Registered horses can compete at recognized breed events. The bulk of my experience comes from Arabian horses. If I were the owner of an Arabian who I knew, beyond the shadow of a doubt, was a purebred I would nonetheless be unable to show him or her at events recognized by my breed registry without having registration papers for said horse. I do recognize that I could compete at various open events that do not require a horse to be registered however, registration opens just that many more opportunities.
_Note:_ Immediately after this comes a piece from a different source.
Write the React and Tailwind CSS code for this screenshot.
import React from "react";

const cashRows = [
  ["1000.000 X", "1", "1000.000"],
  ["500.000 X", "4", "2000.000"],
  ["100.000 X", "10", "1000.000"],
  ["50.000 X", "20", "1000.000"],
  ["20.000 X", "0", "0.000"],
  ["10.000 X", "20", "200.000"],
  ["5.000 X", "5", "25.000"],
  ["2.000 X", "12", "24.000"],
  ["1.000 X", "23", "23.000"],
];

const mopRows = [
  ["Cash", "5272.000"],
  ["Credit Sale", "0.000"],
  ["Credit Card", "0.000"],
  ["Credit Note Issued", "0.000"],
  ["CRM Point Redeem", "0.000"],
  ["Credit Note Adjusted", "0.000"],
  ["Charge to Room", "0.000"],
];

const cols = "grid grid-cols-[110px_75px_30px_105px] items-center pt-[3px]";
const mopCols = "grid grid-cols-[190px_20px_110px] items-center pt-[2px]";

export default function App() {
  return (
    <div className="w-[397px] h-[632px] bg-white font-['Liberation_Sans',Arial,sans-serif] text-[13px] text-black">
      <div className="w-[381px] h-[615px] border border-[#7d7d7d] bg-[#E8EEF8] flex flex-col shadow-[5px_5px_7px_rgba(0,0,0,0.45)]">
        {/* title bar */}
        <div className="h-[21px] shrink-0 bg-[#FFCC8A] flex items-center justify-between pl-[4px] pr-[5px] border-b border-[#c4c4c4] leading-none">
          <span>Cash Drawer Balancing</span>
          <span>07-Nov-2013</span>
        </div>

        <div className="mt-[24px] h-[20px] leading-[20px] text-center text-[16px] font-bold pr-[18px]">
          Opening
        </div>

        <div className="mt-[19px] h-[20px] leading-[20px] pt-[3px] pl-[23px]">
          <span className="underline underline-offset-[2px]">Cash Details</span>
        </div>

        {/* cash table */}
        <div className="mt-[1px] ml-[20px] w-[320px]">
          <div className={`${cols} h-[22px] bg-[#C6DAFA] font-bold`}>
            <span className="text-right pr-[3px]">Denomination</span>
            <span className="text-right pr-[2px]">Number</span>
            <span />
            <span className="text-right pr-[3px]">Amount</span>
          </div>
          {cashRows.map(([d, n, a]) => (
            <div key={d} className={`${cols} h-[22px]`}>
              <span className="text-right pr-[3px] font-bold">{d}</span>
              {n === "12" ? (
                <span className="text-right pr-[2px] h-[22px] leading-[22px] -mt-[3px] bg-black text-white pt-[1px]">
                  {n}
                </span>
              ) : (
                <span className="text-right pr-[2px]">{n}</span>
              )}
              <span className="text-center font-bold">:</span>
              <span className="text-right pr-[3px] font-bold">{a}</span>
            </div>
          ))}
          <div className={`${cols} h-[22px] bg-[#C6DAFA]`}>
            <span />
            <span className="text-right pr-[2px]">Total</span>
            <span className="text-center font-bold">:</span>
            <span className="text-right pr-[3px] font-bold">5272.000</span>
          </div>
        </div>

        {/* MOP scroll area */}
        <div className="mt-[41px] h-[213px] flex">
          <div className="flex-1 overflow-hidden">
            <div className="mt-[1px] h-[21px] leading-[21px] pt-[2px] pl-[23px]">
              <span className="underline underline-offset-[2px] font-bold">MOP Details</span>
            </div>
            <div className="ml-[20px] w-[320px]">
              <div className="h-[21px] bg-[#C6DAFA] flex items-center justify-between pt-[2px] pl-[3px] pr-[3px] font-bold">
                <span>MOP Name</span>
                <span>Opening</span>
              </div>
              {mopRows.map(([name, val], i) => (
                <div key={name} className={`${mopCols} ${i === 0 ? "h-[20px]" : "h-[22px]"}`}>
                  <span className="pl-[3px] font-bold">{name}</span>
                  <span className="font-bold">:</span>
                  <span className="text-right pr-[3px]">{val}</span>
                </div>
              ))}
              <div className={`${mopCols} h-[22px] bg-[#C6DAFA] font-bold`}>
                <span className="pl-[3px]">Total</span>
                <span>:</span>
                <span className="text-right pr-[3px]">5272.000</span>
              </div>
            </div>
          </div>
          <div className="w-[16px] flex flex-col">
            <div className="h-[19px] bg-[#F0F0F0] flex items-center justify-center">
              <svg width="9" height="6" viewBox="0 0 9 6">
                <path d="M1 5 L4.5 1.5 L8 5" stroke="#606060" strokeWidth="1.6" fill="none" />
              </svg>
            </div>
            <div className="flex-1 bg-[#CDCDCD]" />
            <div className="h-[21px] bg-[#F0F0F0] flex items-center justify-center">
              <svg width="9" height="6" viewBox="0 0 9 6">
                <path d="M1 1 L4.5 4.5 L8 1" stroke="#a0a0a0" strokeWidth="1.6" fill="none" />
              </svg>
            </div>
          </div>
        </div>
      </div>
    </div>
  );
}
Registered horses can participate in breed recognized incentive programs. Within the Arabian horse registry, I either currently participate or have participated in the following programs: Frequent Rider, Open Event Incentive, and Dressage Rider. I enjoy doing so. The Frequent Rider Program allows me to log toward a goal all non-competitive hours that I spend in the saddle. Once certain milestones are reached I earn an award. The Open Event Incentive Program for example, allows me to earn points toward recognition from awards won at open shows. Finally, the Dressage Rider Program allows riders to achieve recognition for earning two scores from two separate judges of 60% or better at Training through Fourth levels. These are only a few examples. Again, some of these opportunities are also available through open programs but I like having options.

By registering your horse, you can help make his or her foals eligible for registration. While I never intend to breed my mare it’s nice to know that, because she is registered, I can breed her to a purebred stallion to achieve a registerable foal.
Registered horses often carry a greater value. While not a guarantee, having a documented set of registration papers which prove your horse’s pedigree can often increase his or her value.
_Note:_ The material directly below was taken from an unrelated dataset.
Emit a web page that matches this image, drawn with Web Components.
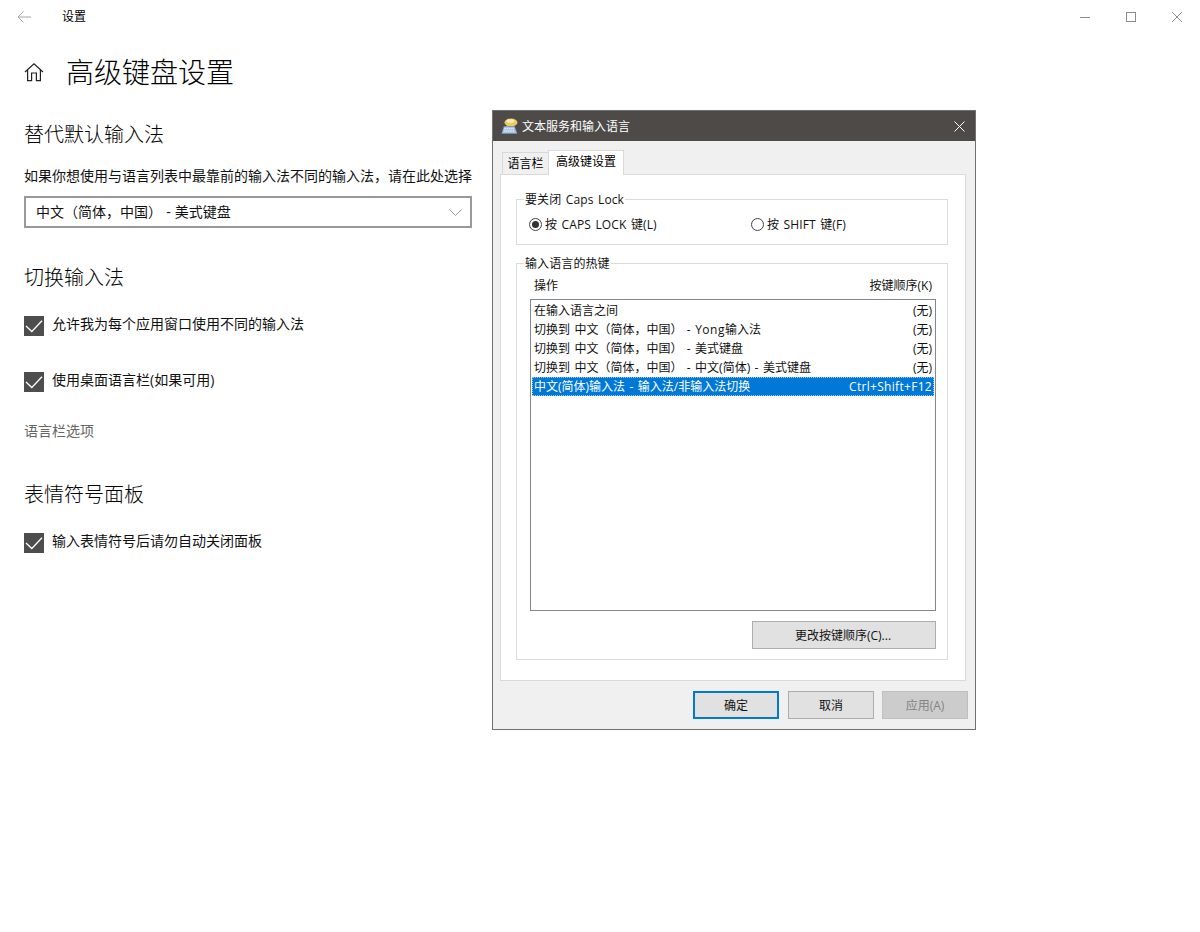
<!DOCTYPE html>
<html lang="zh-CN"><head><meta charset="utf-8"><title>设置</title>
<style>
html,body{margin:0;padding:0;background:#fff;height:932px;overflow:hidden;font-family:"Open Sans","Noto Sans CJK SC",sans-serif;color:#000}
</style></head><body>
<x-settings>
  <x-page-section title="替代默认输入法">
    <x-desc>如果你想使用与语言列表中最靠前的输入法不同的输入法，请在此处选择</x-desc>
    <x-combo>中文（简体，中国） - 美式键盘</x-combo>
  </x-page-section>
  <x-page-section title="切换输入法">
    <x-check>允许我为每个应用窗口使用不同的输入法</x-check>
    <x-check>使用桌面语言栏(如果可用)</x-check>
    <x-link>语言栏选项</x-link>
  </x-page-section>
  <x-page-section title="表情符号面板">
    <x-check>输入表情符号后请勿自动关闭面板</x-check>
  </x-page-section>
</x-settings>
<x-dialog caption="文本服务和输入语言">
  <x-group caption="要关闭 Caps Lock" class="caps">
    <x-radios>
      <x-radio checked style="width:222px">按 CAPS LOCK 键(L)</x-radio>
      <x-radio>按 SHIFT 键(F)</x-radio>
    </x-radios>
  </x-group>
  <x-group caption="输入语言的热键" class="keys">
    <x-hotkeys>
      <x-hotkey action="在输入语言之间" keys="(无)"></x-hotkey>
      <x-hotkey action="切换到 中文（简体，中国） - Yong输入法" keys="(无)"></x-hotkey>
      <x-hotkey action="切换到 中文（简体，中国） - 美式键盘" keys="(无)"></x-hotkey>
      <x-hotkey action="切换到 中文（简体，中国） - 中文(简体) - 美式键盘" keys="(无)"></x-hotkey>
      <x-hotkey selected action="中文(简体)输入法 - 输入法/非输入法切换" keys="Ctrl+Shift+F12"></x-hotkey>
    </x-hotkeys>
    <x-btn class="wide">更改按键顺序(C)...</x-btn>
  </x-group>
</x-dialog>
<script>
const def=(name,html,init)=>{
  const t=document.createElement('template');t.innerHTML=html;
  customElements.define(name,class extends HTMLElement{
    constructor(){super();this.attachShadow({mode:'open'}).appendChild(t.content.cloneNode(true));}
    connectedCallback(){init&&init(this,this.shadowRoot);}
  });
};
const CJK='"Open Sans","Noto Sans CJK SC",sans-serif';

def('x-settings',`<style>
:host{display:block;height:932px;width:1200px;box-sizing:border-box}
.bar{height:33px;display:flex;align-items:center;font-size:12px}
.back{width:48px;display:flex;justify-content:center}
.ttl{margin-left:14px;line-height:33px;color:#000}
.ctl{margin-left:auto;display:flex}
.ctl span{width:46px;height:33px;display:flex;align-items:center;justify-content:center}
.head{display:flex;align-items:center;height:48px;margin-top:15px;padding-left:24px}
h1{font:300 28px/48px ${CJK};margin:0 0 0 22px;color:#000}
.home{width:20px;height:20px;display:block}
main{width:448px;margin-left:24px;padding-top:25px}
</style>
<div class="bar">
  <div class="back"><svg width="16" height="16" viewBox="0 0 16 16" fill="none" stroke="#a6a6a6" stroke-width="1"><path d="M2 8H15M7.500 2.500 2 8l5.500 5.500"/></svg></div>
  <div class="ttl">设置</div>
  <div class="ctl">
    <span><svg width="10" height="10" viewBox="0 0 10 10"><path d="M0 5.500h10" stroke="#8c8c8c" fill="none"/></svg></span>
    <span><svg width="10" height="10" viewBox="0 0 10 10"><rect x=".5" y=".5" width="9" height="9" stroke="#8c8c8c" fill="none"/></svg></span>
    <span><svg width="10" height="10" viewBox="0 0 10 10"><path d="M0 0l10 10M10 0 0 10" stroke="#8c8c8c" fill="none"/></svg></span>
  </div>
</div>
<div class="head">
  <svg class="home" viewBox="0 0 20 20" fill="none" stroke="#222" stroke-width="1.200"><path d="M1 10 10 1.800 19 10M3.600 8v10.600h4v-7.600h4.800v7.600h4V8"/></svg>
  <h1>高级键盘设置</h1>
</div>
<main><slot></slot></main>`);

def('x-page-section',`<style>
:host{display:block;margin-bottom:22px}
h2{font:300 20px/28px ${CJK};margin:0 0 17px;color:#000}
</style><h2></h2><slot></slot>`,(el,s)=>{s.querySelector('h2').textContent=el.getAttribute('title');el.removeAttribute('title');});

def('x-desc',`<style>:host{display:block;font-size:14px;line-height:20px;white-space:nowrap;margin-bottom:10px;color:#111}</style><slot></slot>`);

def('x-combo',`<style>
:host{display:flex;align-items:center;justify-content:space-between;box-sizing:border-box;width:448px;height:32px;border:2px solid #999;padding:0 8px 0 10px;font-size:14px;color:#111;margin-bottom:36px;word-spacing:.5px}
svg{display:block}
.tx{padding-bottom:2px}
</style><span class="tx"><slot></slot></span><svg width="13" height="7" viewBox="0 0 13 7" fill="none" stroke="#999"><path d="M.5.5 6.500 6.500 12.500.5"/></svg>`);

def('x-check',`<style>
:host{display:flex;align-items:center;height:20px;font-size:14px;line-height:20px;gap:8px;color:#111;margin-top:24px;margin-bottom:36px}
.b{width:20px;height:20px;background:#4d4d4d;display:flex;align-items:center;justify-content:center;flex:none}
.tx{padding-bottom:4px}
</style><span class="b"><svg width="20" height="20" viewBox="0 0 20 20" fill="none" stroke="#fff" stroke-width="1.300"><path d="M2 10 7.800 15.500 18 4.800"/></svg></span><span class="tx"><slot></slot></span>`);

def('x-link',`<style>:host{display:block;font-size:14px;line-height:20px;color:#666;margin-top:-7px;margin-bottom:40px}</style><slot></slot>`);

def('x-dialog',`<style>
:host{display:flex;flex-direction:column;position:absolute;left:492px;top:110px;width:484px;height:620px;box-sizing:border-box;border:1px solid #706f6d;background:#f0f0f0;font-size:12px;color:#000}
.t{height:30px;flex:none;background:#4d4a48;color:#fff;display:flex;align-items:center;padding:0 10px 0 8px;font-size:12px;gap:4px}
.t svg.ic{display:block;margin-top:-1px}
.x{margin-left:auto;display:block}
.tabs{display:flex;align-items:flex-end;height:33px;padding:0 0 0 9px;flex:none}
.tab{box-sizing:border-box;border:1px solid #d9d9d9;border-bottom:0;background:#f0f0f0;height:22px;width:47px;display:flex;align-items:center;justify-content:center;line-height:20px}
.tab.on{background:#fff;height:25px;width:76px;margin:0 0 -1px -1px;position:relative;z-index:1;padding-bottom:2px}
.panel{margin:0 9px 0 7px;height:507px;box-sizing:border-box;border:1px solid #d9d9d9;background:#fff;padding:14px 17px 0 15px;flex:none}
.foot{display:flex;justify-content:flex-end;gap:9px;padding:10px 7px 0 0}
.foot x-btn[disabled]{margin-left:-1px}
</style>
<div class="t"><svg class="ic" width="17" height="16" viewBox="0 0 17 16">
  <ellipse cx="10" cy="4.500" rx="6.500" ry="4" fill="#eccb5e"/><ellipse cx="9.500" cy="3" rx="4" ry="1.800" fill="#faeeb0"/><path d="M6 7 5 9.500 9 8z" fill="#eccb5e"/>
  <path d="M3 8.500h10.500l2.500 7H.8z" fill="#a9c4e4" stroke="#7394bb" stroke-width=".6"/><path d="M3.500 10.700h9.500M2.800 13h10.800" stroke="#eef4fb" stroke-width="1" stroke-dasharray="1.500 .7"/></svg>
  <span>文本服务和输入语言</span>
  <svg class="x" width="11" height="11" viewBox="0 0 11 11" fill="none" stroke="#fff"><path d="M.5.500l10 10M10.500.5l-10 10"/></svg></div>
<div class="tabs"><div class="tab">语言栏</div><div class="tab on">高级键设置</div></div>
<div class="panel"><slot></slot></div>
<div class="foot"><x-btn primary>确定</x-btn><x-btn>取消</x-btn><x-btn disabled>应用(A)</x-btn></div>`);

def('x-group',`<style>
:host{display:block}
:host(.caps){height:56px;margin-bottom:8px}
:host(.keys){height:407px}
fieldset{margin:0;padding:0;height:100%;box-sizing:border-box;border:1px solid #dcdcdc;min-width:0;word-spacing:1.300px}
legend{padding:2px 1px 0;margin-left:7px;line-height:18px;color:#111;letter-spacing:.1px}
</style><fieldset><legend></legend><slot></slot></fieldset>`,(el,s)=>{s.querySelector('legend').textContent=el.getAttribute('caption');});

def('x-radios',`<style>:host{display:flex;padding-left:12px;height:18px;margin-top:6px}</style><slot></slot>`);

def('x-radio',`<style>
:host{display:flex;align-items:center;gap:3px;white-space:nowrap;color:#111;letter-spacing:.1px}
i{width:11px;height:11px;border:1px solid #444;border-radius:50%;display:flex;align-items:center;justify-content:center;background:#fff}
b{width:7px;height:7px;border-radius:50%;background:#333;display:none}
:host([checked]) b{display:block}
</style><i><b></b></i><slot></slot>`);

def('x-hotkeys',`<style>
:host{display:block;padding:0 11px 0 13px}
.h{display:flex;justify-content:space-between;height:18px;line-height:18px;padding:4px 4px 0 4px;color:#111}
.l{box-sizing:border-box;height:312px;margin-top:4px;border:1px solid #828790;background:#fff;padding:1px}
</style><div class="h"><span>操作</span><span>按键顺序(K)</span></div><div class="l"><slot></slot></div>`);

def('x-hotkey',`<style>
:host{display:flex;justify-content:space-between;height:19px;line-height:19px;padding:0 2px 0 2px;white-space:pre;color:#111;box-sizing:border-box}
:host([selected]){background:#0078d7;color:#fff;outline:1px dotted #9cc8ee;outline-offset:-1px;padding-right:2px}
:host([selected]) .k{letter-spacing:.3px}
.lat{letter-spacing:.5px}
</style><span class="a"></span><span class="k"></span>`,(el,s)=>{
  const a=s.querySelector('.a');
  el.getAttribute('action').split(/(Yong)/).forEach(p=>{
    if(p==='Yong'){const l=document.createElement('span');l.className='lat';l.textContent=p;a.appendChild(l);}
    else a.appendChild(document.createTextNode(p));
  });
  s.querySelector('.k').textContent=el.getAttribute('keys');
});

def('x-btn',`<style>
:host{display:flex;align-items:center;justify-content:center;box-sizing:border-box;width:86px;height:28px;border:1px solid #adadad;background:#e1e1e1;color:#111;font-size:12px}
:host([primary]){border:2px solid #0078d7}
:host([disabled]){background:#ccc;border-color:#bfbfbf;color:#838383}
:host(.wide){width:184px;margin:10px 11px 0 auto;padding-right:2px}
</style><slot></slot>`);
</script>
</body></html>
Registration often only requires the completion of necessary paperwork, much of which can be found on-line through a breed registry, sometimes the completion of DNA type testing, and the payment of a registration fee. Fees are often less expensive for younger horses and those individuals who are already members of a breed registry usually receive a discounted fee. Once a horse is registered it is important to keep registration papers current by recording the appropriate ownership transfers. Otherwise, additional fees may be incurred along with temporary losses of benefits.

The bulk of breed registries offer benefits like those offered by the Arabian Horse Association. If your horse isn’t registered, I encourage you to look at doing so. Even if your horse is intended to only ever by a pasture ornament or treasured trail riding companion events and circumstances can change. Registering your horse can provide yet another layer of protection to help make certain that your horse has a soft landing.